The exhibition features bonnets, socks, beanies and waistcoats – all of which were handmade by the volunteers – with one item of clothing representing each victim of the wreck of the Neva.

The Neva was transporting Irish convict women and children on the way to Sydney and was wrecked off King Island between Victoria and Tasmania.

Only 15 people survived: nine crew members and six convict women.

Flagstaff Hill volunteer Pat Zaunbrecher suggested the idea for the exhibition to her fellow volunteers over a decade ago, and has been working away with her colleagues ever since.

“I read about the Neva and thought that it was so tragic,” she said.

“These women went through their trial, this horrendous journey that they would have been terrified on, then lost their lives in such a sad way.

“People have convict ancestors and they think “wow that’s so good” but they don’t understand what it would have meant for that person, what they went through.”

She said that the volunteers decided to make one item of clothing for each victim to help get across the scale of the disaster, as well as to remind everyone that these were ordinary people.

“With the items we chose to make, they’re such personal items. They’re everyday items and they were everyday people,” Ms Zaunbrecher said.

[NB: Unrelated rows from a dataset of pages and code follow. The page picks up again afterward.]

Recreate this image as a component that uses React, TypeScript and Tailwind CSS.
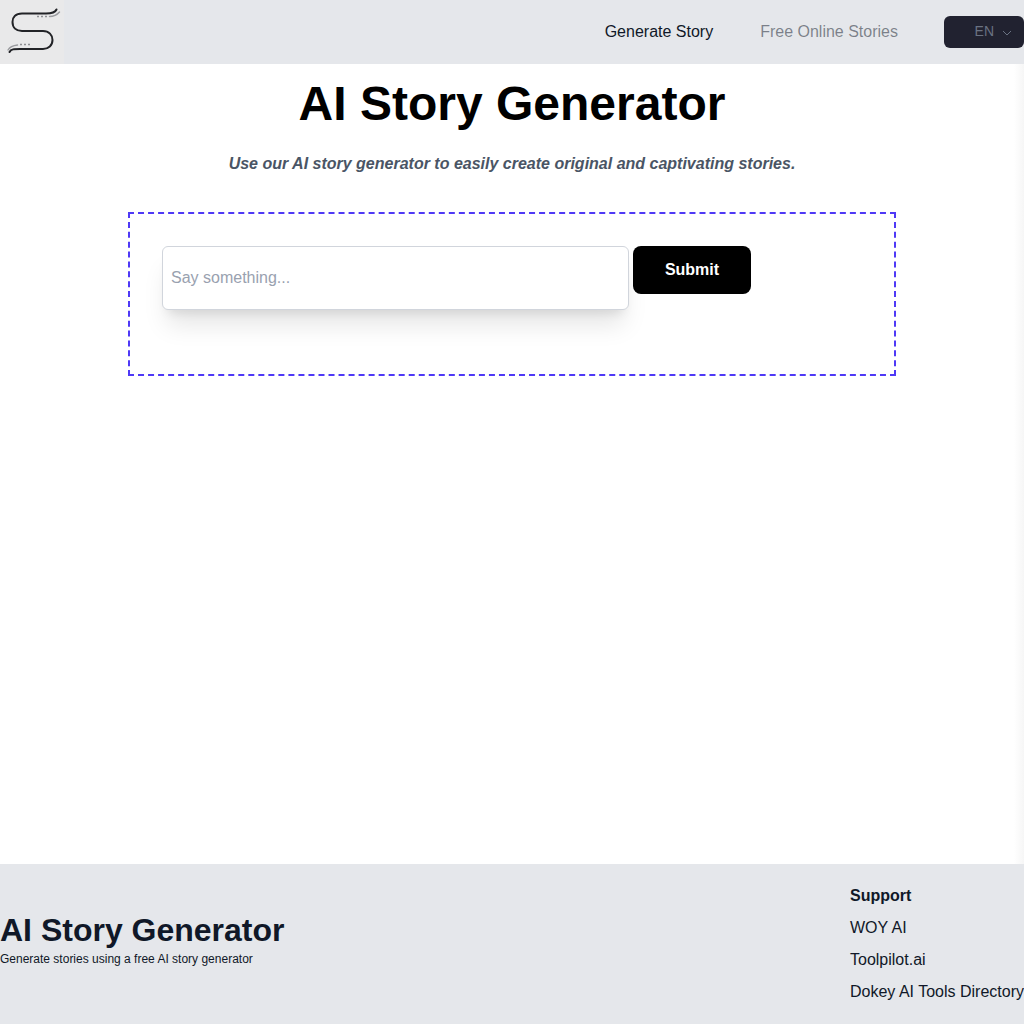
const font = "font-['Liberation_Sans',Arial,sans-serif]";

const Logo = () => (
  <div className="w-16 h-16 bg-[#e9e9ea] shrink-0">
    <svg viewBox="0 0 64 64" className="w-16 h-16" fill="none">
      <path d="M56.500 9.500 C55 13 51 13.500 46 13.500 L22 13.500 C15.500 13.500 12.500 17.500 12.500 22 C12.500 27.500 16 31 22 31 L43 31 C49 31 52.500 35 52.500 40 C52.500 45.500 48.500 49 43 49 L20 49 C14 49 11 49 9.500 52" stroke="#222327" strokeWidth="2" strokeLinecap="round" />
      <path d="M59.500 12 C56.500 15.500 53.500 16.500 49.500 16.500" stroke="#9a9b9f" strokeWidth="1.400" strokeLinecap="round" />
      <path d="M8 50 C10 46.500 13 45.500 17.500 45" stroke="#9a9b9f" strokeWidth="1.400" strokeLinecap="round" />
      <path d="M37 16.500 H48" stroke="#8f9094" strokeWidth="1.600" strokeDasharray="2 2" />
      <path d="M20 44.500 H31" stroke="#8f9094" strokeWidth="1.600" strokeDasharray="2 2" />
    </svg>
  </div>
);

const App = () => {
  return (
    <div className={`${font} relative bg-white min-h-[1024px] flex flex-col text-black`}>
      <header className="h-16 bg-gray-200 flex items-center justify-between">
        <Logo />
        <nav className="flex items-center">
          <a className="text-base text-gray-900 mr-[47px] -mt-[1px]">Generate Story</a>
          <a className="text-base text-gray-900/50 mr-[46px] -mt-[1px]">Free Online Stories</a>
          <div className="w-20 h-8 bg-[#212230] rounded-md flex items-center justify-end pr-[12px] text-gray-500">
            <span className="text-sm -mt-[3px]">EN</span>
            <svg viewBox="0 0 10 6" className="w-[10px] h-[6px] ml-2 mt-[1px]" fill="none" stroke="currentColor" strokeWidth="1">
              <path d="M1 1 L5 5 L9 1" />
            </svg>
          </div>
        </nav>
      </header>

      <main className="flex-1 h-[800px] flex flex-col items-center">
        <h1 className="text-5xl font-bold mt-[16px] leading-[48px]">AI Story Generator</h1>
        <p className="mt-[24px] text-base italic font-semibold leading-6 text-gray-600">
          Use our AI story generator to easily create original and captivating stories.
        </p>
        <div className="mt-[36px] w-[768px] h-[164px] border-2 border-dashed border-indigo-600 p-8 flex items-start">
          <div className="w-[467px] h-16 bg-white border border-gray-300 rounded-md shadow-xl flex items-center px-2 text-base text-gray-400">
            <span className="-mt-[1px]">Say something...</span>
          </div>
          <button className="ml-1 w-[118px] h-12 bg-black text-white font-bold text-base rounded-lg">Submit</button>
        </div>
      </main>

      <footer className="h-40 bg-gray-200 flex justify-between">
        <div className="mt-[48px]">
          <div className="text-[32px] leading-9 font-bold text-gray-900">AI Story Generator</div>
          <div className="text-xs mt-[3px] leading-4 text-gray-900">Generate stories using a free AI story generator</div>
        </div>
        <div className="pt-[20px] text-base text-gray-900 flex flex-col gap-2">
          <div className="font-bold leading-6">Support</div>
          <div className="leading-6">WOY AI</div>
          <div className="leading-6">Toolpilot.ai</div>
          <div className="leading-6">Dokey AI Tools Directory</div>
        </div>
      </footer>

      {/* faint edge shadow down the right side of the main area */}
      <div className="absolute right-0 top-16 bottom-40 w-[10px] pointer-events-none bg-linear-to-r from-white/0 to-[#f6f6f6]" />
    </div>
  );
};

export default App;
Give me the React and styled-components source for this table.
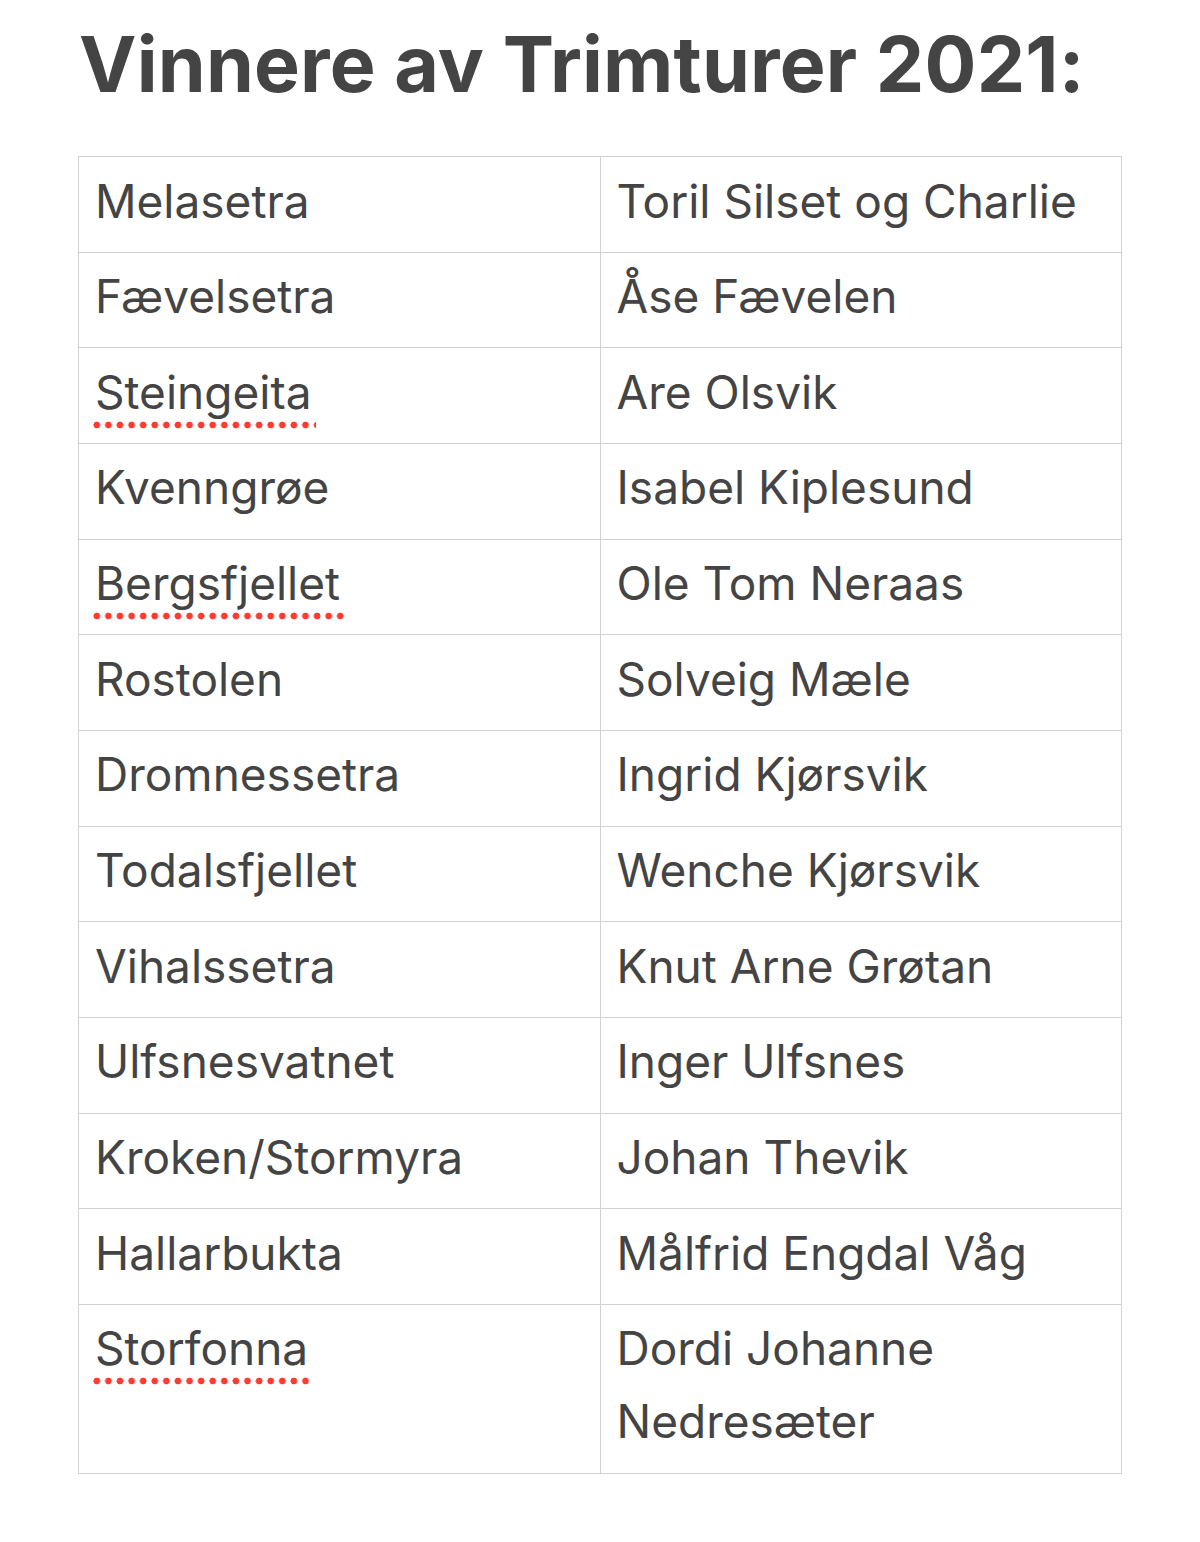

“That journey coming here was a great leveller. They were literally all in the same boat.”

This is the first temporary exhibition at Flagstaff Hill Maritime Village under the stewardship of newly appointed Curator Justin Croft.

Mr Croft said that the Neva is one of the worst disasters in Australian maritime history, but the story isn’t very well known.

“We wanted to introduce temporary exhibitions to help bring some more stories to people’s attention and activate the spaces here in different ways,” he said.

“There are human stories with every shipwreck that are fascinating, but sad at the same time.

“Because it went down so quickly and the area is so treacherous, there hasn’t been any diving to search for the wreck. So if it’s under the sea, it’s still sitting there.”

He said that there was one small positive to come from the disaster, with Margaret Drury, one of the convict survivors, marrying Peter Robinson, a crew member.

“These two survived the shipwreck, and there have been generations who have come after them, some who might know about this story, and some who wouldn’t.”

The exhibition officially opens on May 13 – exactly 187 years after the fateful shipwreck – and runs until July 12.

Flagstaff Hill Maritime Village is home to Australia’s richest collection of shipwreck artefacts and has an average rating of 4.5 out of 5 stars based on over 900 reviews on popular tourism website TripAdvisor.